Given data:

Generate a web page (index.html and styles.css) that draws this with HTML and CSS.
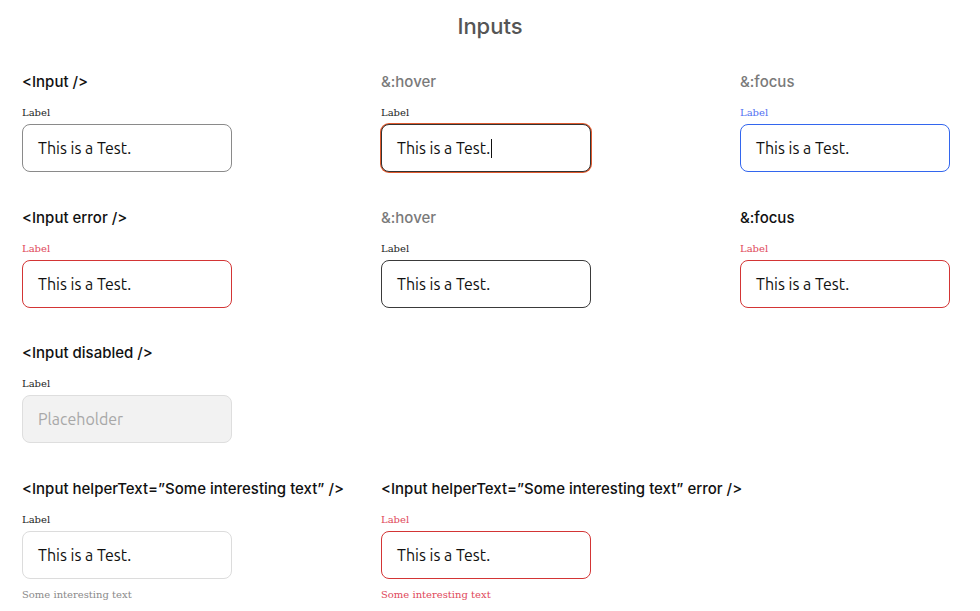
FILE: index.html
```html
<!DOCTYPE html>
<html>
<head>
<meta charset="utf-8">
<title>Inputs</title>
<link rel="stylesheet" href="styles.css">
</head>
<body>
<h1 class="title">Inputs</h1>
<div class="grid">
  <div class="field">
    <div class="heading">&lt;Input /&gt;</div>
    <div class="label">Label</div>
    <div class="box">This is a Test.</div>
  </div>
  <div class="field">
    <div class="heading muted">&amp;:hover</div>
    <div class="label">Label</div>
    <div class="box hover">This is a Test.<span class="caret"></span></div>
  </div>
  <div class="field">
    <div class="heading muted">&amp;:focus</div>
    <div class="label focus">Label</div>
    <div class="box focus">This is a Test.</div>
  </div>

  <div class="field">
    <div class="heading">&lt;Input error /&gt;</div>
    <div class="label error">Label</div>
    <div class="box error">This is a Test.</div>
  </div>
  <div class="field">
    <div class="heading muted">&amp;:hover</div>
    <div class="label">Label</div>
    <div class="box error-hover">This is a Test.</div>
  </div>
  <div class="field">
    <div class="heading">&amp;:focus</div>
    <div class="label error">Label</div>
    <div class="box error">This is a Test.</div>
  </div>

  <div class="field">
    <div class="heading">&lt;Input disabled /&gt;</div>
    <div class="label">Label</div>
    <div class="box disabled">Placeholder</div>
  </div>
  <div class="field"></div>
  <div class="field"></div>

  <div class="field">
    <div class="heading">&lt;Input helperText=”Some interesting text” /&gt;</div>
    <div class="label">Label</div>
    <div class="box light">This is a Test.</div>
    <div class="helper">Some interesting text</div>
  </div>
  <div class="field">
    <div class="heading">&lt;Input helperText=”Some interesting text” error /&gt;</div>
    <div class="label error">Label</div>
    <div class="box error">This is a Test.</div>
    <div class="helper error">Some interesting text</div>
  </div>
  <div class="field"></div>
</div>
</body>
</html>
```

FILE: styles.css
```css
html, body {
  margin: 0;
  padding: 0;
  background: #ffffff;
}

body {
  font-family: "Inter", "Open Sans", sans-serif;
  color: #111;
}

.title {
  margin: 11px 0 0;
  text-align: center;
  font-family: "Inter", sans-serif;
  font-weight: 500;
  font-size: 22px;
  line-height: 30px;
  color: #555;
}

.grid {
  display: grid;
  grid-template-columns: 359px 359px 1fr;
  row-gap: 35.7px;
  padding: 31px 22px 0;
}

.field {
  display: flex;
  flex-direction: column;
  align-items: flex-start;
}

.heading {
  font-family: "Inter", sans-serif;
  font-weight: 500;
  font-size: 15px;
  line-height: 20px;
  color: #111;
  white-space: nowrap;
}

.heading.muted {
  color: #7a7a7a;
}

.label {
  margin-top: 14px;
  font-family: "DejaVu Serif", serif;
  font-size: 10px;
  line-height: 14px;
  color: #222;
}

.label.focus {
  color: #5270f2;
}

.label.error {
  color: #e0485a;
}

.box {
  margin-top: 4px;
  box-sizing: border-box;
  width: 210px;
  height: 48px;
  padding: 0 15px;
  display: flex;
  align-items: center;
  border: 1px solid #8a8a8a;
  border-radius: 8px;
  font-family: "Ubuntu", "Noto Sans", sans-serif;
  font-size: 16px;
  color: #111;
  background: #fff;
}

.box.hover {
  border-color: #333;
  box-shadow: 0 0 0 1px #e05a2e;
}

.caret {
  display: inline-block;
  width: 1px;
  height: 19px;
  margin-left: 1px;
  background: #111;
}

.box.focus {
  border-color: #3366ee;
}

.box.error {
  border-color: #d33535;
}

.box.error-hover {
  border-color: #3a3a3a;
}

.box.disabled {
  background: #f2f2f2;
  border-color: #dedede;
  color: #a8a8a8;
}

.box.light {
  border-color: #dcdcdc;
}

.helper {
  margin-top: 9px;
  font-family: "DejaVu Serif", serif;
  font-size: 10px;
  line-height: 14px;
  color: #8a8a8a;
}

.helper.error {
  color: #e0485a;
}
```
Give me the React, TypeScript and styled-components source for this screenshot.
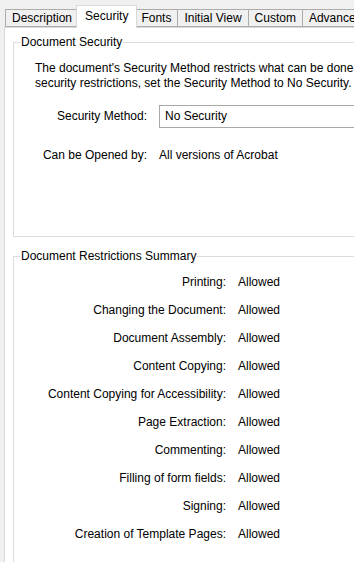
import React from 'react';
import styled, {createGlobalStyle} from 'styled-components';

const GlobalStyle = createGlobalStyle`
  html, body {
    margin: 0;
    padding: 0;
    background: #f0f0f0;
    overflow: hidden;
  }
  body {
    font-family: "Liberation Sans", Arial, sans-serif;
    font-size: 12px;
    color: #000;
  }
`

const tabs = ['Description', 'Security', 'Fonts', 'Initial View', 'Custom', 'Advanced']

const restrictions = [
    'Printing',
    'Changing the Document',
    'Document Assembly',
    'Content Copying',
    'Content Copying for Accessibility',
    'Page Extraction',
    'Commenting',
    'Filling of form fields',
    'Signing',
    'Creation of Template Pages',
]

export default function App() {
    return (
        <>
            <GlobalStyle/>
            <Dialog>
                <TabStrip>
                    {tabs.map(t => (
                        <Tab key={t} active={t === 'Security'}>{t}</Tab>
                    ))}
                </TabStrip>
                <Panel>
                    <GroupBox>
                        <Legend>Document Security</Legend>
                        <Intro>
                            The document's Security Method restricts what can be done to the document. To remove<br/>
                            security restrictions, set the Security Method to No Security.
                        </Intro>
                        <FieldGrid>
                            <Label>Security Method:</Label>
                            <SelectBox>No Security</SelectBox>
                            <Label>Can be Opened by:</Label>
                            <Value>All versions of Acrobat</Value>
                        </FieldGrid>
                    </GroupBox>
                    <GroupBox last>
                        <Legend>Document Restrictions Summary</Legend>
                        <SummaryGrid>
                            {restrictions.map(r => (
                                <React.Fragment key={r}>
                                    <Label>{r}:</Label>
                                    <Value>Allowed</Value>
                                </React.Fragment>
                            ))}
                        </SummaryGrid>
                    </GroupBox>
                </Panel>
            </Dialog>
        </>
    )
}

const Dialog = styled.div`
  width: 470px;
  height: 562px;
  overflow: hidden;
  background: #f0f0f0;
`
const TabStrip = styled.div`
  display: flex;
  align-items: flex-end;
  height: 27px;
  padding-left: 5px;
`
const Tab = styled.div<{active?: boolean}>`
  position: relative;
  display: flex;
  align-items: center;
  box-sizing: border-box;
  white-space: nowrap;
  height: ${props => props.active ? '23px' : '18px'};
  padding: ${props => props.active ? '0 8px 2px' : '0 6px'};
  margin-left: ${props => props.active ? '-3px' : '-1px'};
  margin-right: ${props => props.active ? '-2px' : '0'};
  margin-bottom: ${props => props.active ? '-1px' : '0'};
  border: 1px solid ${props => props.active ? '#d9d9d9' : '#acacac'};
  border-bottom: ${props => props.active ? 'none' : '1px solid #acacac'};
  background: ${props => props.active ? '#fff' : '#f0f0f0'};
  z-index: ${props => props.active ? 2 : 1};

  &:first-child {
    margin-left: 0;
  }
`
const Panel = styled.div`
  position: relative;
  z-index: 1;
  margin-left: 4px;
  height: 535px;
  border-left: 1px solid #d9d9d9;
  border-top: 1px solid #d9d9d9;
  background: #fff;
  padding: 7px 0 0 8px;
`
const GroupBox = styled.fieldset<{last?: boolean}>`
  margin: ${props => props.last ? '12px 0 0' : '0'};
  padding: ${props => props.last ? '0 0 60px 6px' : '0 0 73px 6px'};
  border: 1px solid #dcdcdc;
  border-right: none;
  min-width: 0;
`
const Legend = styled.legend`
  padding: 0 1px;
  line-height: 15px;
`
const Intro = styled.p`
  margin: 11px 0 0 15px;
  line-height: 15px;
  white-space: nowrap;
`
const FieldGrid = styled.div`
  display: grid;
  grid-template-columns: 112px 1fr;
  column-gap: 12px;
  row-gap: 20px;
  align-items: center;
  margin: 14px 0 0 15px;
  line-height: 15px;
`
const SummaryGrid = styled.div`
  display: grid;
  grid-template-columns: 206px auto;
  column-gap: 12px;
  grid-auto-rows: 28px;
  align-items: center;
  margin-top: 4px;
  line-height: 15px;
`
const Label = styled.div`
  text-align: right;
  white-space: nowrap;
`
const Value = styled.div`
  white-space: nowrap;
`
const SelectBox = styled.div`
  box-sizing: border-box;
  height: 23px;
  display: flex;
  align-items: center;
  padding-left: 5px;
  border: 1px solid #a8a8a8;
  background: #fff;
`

Task details:
From the records above, pull out each line that has "index".

Exercise result:
Generate a web page (index.html and styles.css) that draws this with HTML and CSS.
FILE: index.html
  z-index: ${props => props.active ? 2 : 1};
  z-index: 1;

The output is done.